Income Method | Stocks | Cryptocurrencies |
---|---|---|
Dividends/Yield | Many stocks pay quarterly dividends; S&P 500 average yield is typically 1-2% | Some cryptocurrencies offer staking rewards (5-15% APY) or interest through lending platforms |
Growth Rate | Dividend growth stocks often increase payouts by 5-10% annually | Staking rewards may decrease over time as more participants join the network |
Consistency | Established companies may have decades of consistent dividend payments | Newer systems with less proven track records; yields can fluctuate significantly |
Investment Considerations
Portfolio Allocation
When deciding how to allocate your investment portfolio between stocks and cryptocurrencies, consider:
Allocation Guidelines
- Conservative Investors: May allocate 0-5% to cryptocurrencies, with the remainder in stocks, bonds, and other traditional assets
- Moderate Investors: Might consider 5-15% in cryptocurrencies, depending on risk tolerance and investment timeline
- Aggressive Investors: Could allocate 15-30% to cryptocurrencies, though this represents a high-risk approach
- Young Investors: With longer time horizons, may be positioned to take more risk with higher cryptocurrency allocations
Regardless of your allocation, the principle of diversification remains important. Within your cryptocurrency allocation, consider spreading investments across different projects rather than concentrating in just one or two coins.
Tax Considerations
Tax treatment varies between stocks and cryptocurrencies and can significantly impact your net returns:
- Stocks: Long-term capital gains (assets held over one year) are taxed at preferential rates (0%, 15%, or 20% depending on income). Qualified dividends receive the same treatment.

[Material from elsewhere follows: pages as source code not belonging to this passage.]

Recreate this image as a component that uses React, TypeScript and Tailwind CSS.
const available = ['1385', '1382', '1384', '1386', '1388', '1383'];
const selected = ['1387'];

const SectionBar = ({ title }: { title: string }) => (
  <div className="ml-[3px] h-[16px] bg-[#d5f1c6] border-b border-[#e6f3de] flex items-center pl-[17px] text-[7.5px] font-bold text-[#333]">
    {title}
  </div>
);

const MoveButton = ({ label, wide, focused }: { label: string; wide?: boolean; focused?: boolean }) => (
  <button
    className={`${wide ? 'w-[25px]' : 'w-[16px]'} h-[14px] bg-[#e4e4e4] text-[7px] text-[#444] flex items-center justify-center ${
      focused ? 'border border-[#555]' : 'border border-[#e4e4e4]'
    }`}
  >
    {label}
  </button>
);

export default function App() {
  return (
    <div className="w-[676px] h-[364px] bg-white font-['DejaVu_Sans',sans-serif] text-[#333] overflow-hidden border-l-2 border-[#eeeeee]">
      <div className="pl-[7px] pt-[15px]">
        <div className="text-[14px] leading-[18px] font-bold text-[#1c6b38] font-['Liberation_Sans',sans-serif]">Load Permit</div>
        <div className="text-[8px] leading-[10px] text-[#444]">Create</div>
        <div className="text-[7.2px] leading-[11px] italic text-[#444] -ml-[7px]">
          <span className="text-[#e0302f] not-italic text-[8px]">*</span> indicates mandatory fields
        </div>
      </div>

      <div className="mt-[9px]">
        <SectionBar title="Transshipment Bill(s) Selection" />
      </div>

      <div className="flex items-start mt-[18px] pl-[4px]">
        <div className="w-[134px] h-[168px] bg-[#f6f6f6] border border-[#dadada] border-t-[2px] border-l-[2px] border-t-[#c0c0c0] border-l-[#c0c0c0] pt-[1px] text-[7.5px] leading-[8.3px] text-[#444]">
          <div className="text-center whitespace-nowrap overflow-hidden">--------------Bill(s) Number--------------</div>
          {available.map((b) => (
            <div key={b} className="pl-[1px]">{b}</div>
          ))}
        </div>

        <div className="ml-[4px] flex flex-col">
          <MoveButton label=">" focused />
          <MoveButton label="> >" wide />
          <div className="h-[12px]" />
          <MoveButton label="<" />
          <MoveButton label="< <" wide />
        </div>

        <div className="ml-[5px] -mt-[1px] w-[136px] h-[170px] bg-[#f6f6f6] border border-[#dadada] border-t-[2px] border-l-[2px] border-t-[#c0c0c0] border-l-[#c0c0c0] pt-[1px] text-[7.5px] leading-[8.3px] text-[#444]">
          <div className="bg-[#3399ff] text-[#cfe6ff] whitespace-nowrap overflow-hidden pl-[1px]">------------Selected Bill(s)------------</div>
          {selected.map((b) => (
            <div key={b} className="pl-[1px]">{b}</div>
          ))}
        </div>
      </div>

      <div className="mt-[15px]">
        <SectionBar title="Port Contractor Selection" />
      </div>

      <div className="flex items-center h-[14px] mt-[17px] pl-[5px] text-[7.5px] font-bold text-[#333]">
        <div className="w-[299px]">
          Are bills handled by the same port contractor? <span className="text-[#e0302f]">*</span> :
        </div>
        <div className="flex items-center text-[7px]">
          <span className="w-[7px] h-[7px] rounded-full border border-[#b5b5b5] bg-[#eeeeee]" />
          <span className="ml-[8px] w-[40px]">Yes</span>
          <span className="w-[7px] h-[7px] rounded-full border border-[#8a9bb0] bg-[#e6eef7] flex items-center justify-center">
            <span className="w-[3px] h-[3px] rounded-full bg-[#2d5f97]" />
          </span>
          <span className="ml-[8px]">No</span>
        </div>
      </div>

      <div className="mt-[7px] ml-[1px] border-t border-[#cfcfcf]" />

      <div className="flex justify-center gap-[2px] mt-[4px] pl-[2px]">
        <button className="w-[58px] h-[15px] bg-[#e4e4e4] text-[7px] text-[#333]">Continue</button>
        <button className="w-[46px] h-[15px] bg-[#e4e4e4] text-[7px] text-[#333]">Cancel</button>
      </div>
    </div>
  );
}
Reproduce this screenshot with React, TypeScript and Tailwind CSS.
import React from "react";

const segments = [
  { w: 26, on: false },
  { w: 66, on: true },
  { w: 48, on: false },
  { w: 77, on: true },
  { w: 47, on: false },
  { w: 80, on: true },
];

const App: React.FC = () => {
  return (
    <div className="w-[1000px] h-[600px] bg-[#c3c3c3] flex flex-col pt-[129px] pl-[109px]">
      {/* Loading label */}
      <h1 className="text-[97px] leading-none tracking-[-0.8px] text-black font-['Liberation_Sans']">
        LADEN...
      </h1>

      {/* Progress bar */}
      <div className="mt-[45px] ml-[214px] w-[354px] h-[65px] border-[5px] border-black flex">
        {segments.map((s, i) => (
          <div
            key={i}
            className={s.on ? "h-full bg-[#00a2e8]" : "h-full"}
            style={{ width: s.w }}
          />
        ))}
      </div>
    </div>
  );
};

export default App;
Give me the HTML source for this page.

- Cryptocurrencies: In the US, cryptocurrencies are treated as property by the IRS. Capital gains taxes apply, but wash sale rules (which prevent tax-loss harvesting by quickly rebuying the same security) currently don't apply to cryptocurrencies in many jurisdictions.

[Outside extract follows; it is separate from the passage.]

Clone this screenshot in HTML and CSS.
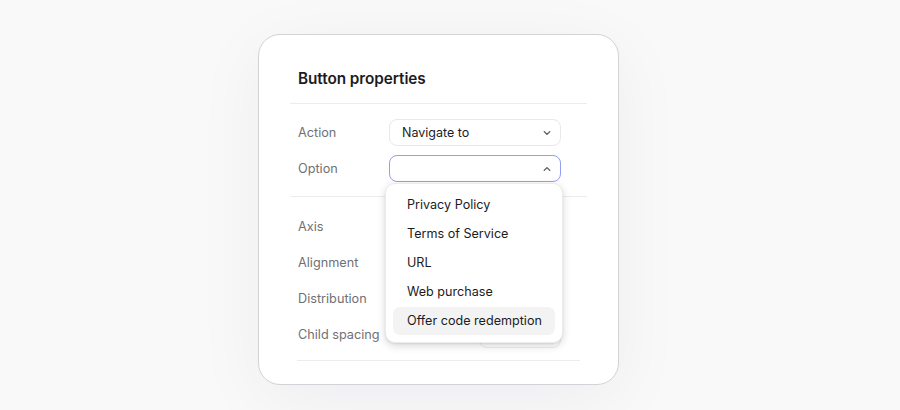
FILE: index.html
```html
<!DOCTYPE html>
<html>
<head>
<meta charset="utf-8">
<link rel="stylesheet" href="styles.css">
</head>
<body>
<div class="stage">
  <div class="card">
    <div class="title">Button properties</div>
    <div class="divider"></div>
    <div class="section">
      <div class="row">
        <div class="label">Action</div>
        <div class="select">
          <span>Navigate to</span>
          <svg class="chev" width="8" height="6" viewBox="0 0 8 6"><path d="M1.2 1.6 L4 4.4 L6.8 1.6" fill="none" stroke="#555" stroke-width="1.3" stroke-linecap="round" stroke-linejoin="round"/></svg>
        </div>
      </div>
      <div class="row">
        <div class="label">Option</div>
        <div class="select open">
          <span></span>
          <svg class="chev" width="8" height="6" viewBox="0 0 8 6"><path d="M1.2 4.4 L4 1.6 L6.8 4.4" fill="none" stroke="#555" stroke-width="1.3" stroke-linecap="round" stroke-linejoin="round"/></svg>
          <div class="menu">
            <div class="item">Privacy Policy</div>
            <div class="item">Terms of Service</div>
            <div class="item">URL</div>
            <div class="item">Web purchase</div>
            <div class="item hover">Offer code redemption</div>
          </div>
        </div>
      </div>
    </div>
    <div class="divider"></div>
    <div class="section layout">
      <div class="row"><div class="label">Axis</div><div class="ctl"></div></div>
      <div class="row"><div class="label">Alignment</div><div class="ctl"></div></div>
      <div class="row"><div class="label">Distribution</div><div class="ctl"></div></div>
      <div class="row"><div class="label">Child spacing</div><div class="ctl small"></div></div>
    </div>
    <div class="divider inset"></div>
  </div>
</div>
</body>
</html>
```

FILE: styles.css
```css
* { box-sizing: border-box; }
html, body { margin: 0; padding: 0; }
body {
  width: 900px;
  height: 410px;
  background: #f9f9fa;
  font-family: Inter, "Noto Sans", sans-serif;
  overflow: hidden;
}
.stage {
  height: 410px;
  display: flex;
  justify-content: flex-start;
  padding: 34px 0 0 258px;
}
.card {
  width: 361px;
  height: 351px;
  background: #fff;
  border: 1px solid #d3d3d7;
  border-radius: 22px;
  padding: 0 31px;
  box-shadow: 0 14px 70px rgba(20, 20, 40, 0.05);
  display: flex;
  flex-direction: column;
}
.title {
  font-size: 15.3px;
  font-weight: 600;
  color: #1c1c1e;
  padding: 34px 0 0 8px;
  height: 68px;
  line-height: 20px;
  letter-spacing: -0.05px;
}
.divider {
  height: 1px;
  background: #ececee;
  flex: none;
}
.divider.inset { margin: 0 7px; }
.section {
  padding: 15px 26px 14px 8px;
  display: flex;
  flex-direction: column;
  gap: 9px;
}
.section.layout { padding-top: 16px; padding-bottom: 12px; }
.row {
  display: flex;
  align-items: center;
  justify-content: space-between;
  height: 27px;
}
.label {
  font-size: 12.7px;
  color: #707074;
}
.select {
  position: relative;
  width: 172px;
  height: 27px;
  border: 1px solid #e8e8eb;
  border-radius: 8px;
  display: flex;
  align-items: center;
  justify-content: space-between;
  padding: 0 9px 0 12px;
  font-size: 12.5px;
  color: #1c1c1e;
}
.select.open { border-color: #959cf2; }
.chev { display: block; }
.ctl {
  width: 172px;
  height: 27px;
}
.ctl.small {
  width: 82px;
  border: 1px solid #ececee;
  border-radius: 8px;
}
.menu {
  position: absolute;
  top: 27px;
  left: -5px;
  width: 178px;
  padding: 7px;
  background: #fff;
  border-radius: 10px;
  border: 1px solid #ececee;
  box-shadow: 0 3px 8px rgba(0, 0, 0, 0.15), 0 1px 2px rgba(0, 0, 0, 0.08);
  display: flex;
  flex-direction: column;
  gap: 1px;
  z-index: 5;
}
.item {
  height: 28px;
  line-height: 28px;
  padding-left: 14px;
  font-size: 12.6px;
  color: #1c1c1e;
  border-radius: 7px;
}
.item.hover { background: #f3f3f4; }
```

- Trading Activity: Frequent trading in either asset class can generate short-term capital gains, which are typically taxed at higher ordinary income rates.
Tax Reporting Complexity
Cryptocurrency transactions often require more detailed record-keeping for tax purposes. Each trade between cryptocurrencies is a taxable event, and calculating cost basis can be complex, especially with activities like staking, lending, or participating in decentralized finance (DeFi) protocols.
Which Is Right For You?
The decision between stocks and cryptocurrencies—or how to balance both—depends on several personal factors:
- Prefer investments with longer track records and established valuation methods
- Value regulatory oversight and investor protections
- Seek regular income through dividends
- Have a lower risk tolerance
- Want exposure to specific industries or business models
- Prefer investments that represent ownership in tangible businesses
- Are comfortable with higher volatility for potentially higher returns
- Want exposure to blockchain technology and decentralized applications
- Value 24/7 market access and global trading
- Are interested in emerging technology and alternative financial systems
- Have a longer investment horizon that can weather significant drawdowns
- Want assets that may serve as inflation hedges or portfolio diversifiers
The Case for Both
Many financial advisors now recognize that a small allocation to cryptocurrencies can potentially enhance portfolio returns without dramatically increasing overall risk, due to cryptocurrencies' low correlation with traditional assets.
A balanced approach might include:
- A core portfolio of diversified stocks aligned with your investment goals and time horizon
- A smaller allocation to cryptocurrencies, focused primarily on established projects with clear use cases
- Regular rebalancing to maintain your target allocation as values fluctuate
- A consistent investment strategy like dollar-cost averaging to reduce the impact of volatility
Getting Started
Stock Investing
To begin investing in stocks:
- Open an account with a reputable broker (traditional or online)
- Consider starting with index funds or ETFs for instant diversification
- Research individual companies if you want to select specific stocks
- Develop a regular investment plan, such as monthly contributions
- Reinvest dividends to take advantage of compounding
Cryptocurrency Investing
To begin investing in cryptocurrencies:
- Choose a reputable cryptocurrency exchange and complete the verification process
- Consider starting with established cryptocurrencies like Bitcoin and Ethereum
- Learn about secure storage options, including hardware wallets for larger investments
- Start with a small allocation that you can afford to lose
- Educate yourself about blockchain technology and specific projects before investing
Security Considerations
Cryptocurrency investments require additional security precautions:
- Enable two-factor authentication on all accounts
- Consider using hardware wallets for long-term storage
- Be extremely cautious of phishing attempts and scams
- Never share your private keys or recovery phrases
- Research exchanges thoroughly before depositing funds
Conclusion
Both stocks and cryptocurrencies offer unique advantages and risks for investors. Stocks provide ownership in businesses with established valuation methods, regulatory oversight, and often income through dividends. Cryptocurrencies offer exposure to innovative blockchain technology, potentially higher returns, and portfolio diversification benefits.
For most investors, a balanced approach that includes both asset classes—weighted according to your risk tolerance, investment timeline, and financial goals—may provide the best combination of growth potential and risk management.
Regardless of which path you choose, successful investing requires patience, discipline, and ongoing education. Take time to understand the unique characteristics of each asset class, start with an allocation you're comfortable with, and adjust your strategy as your knowledge and experience grow.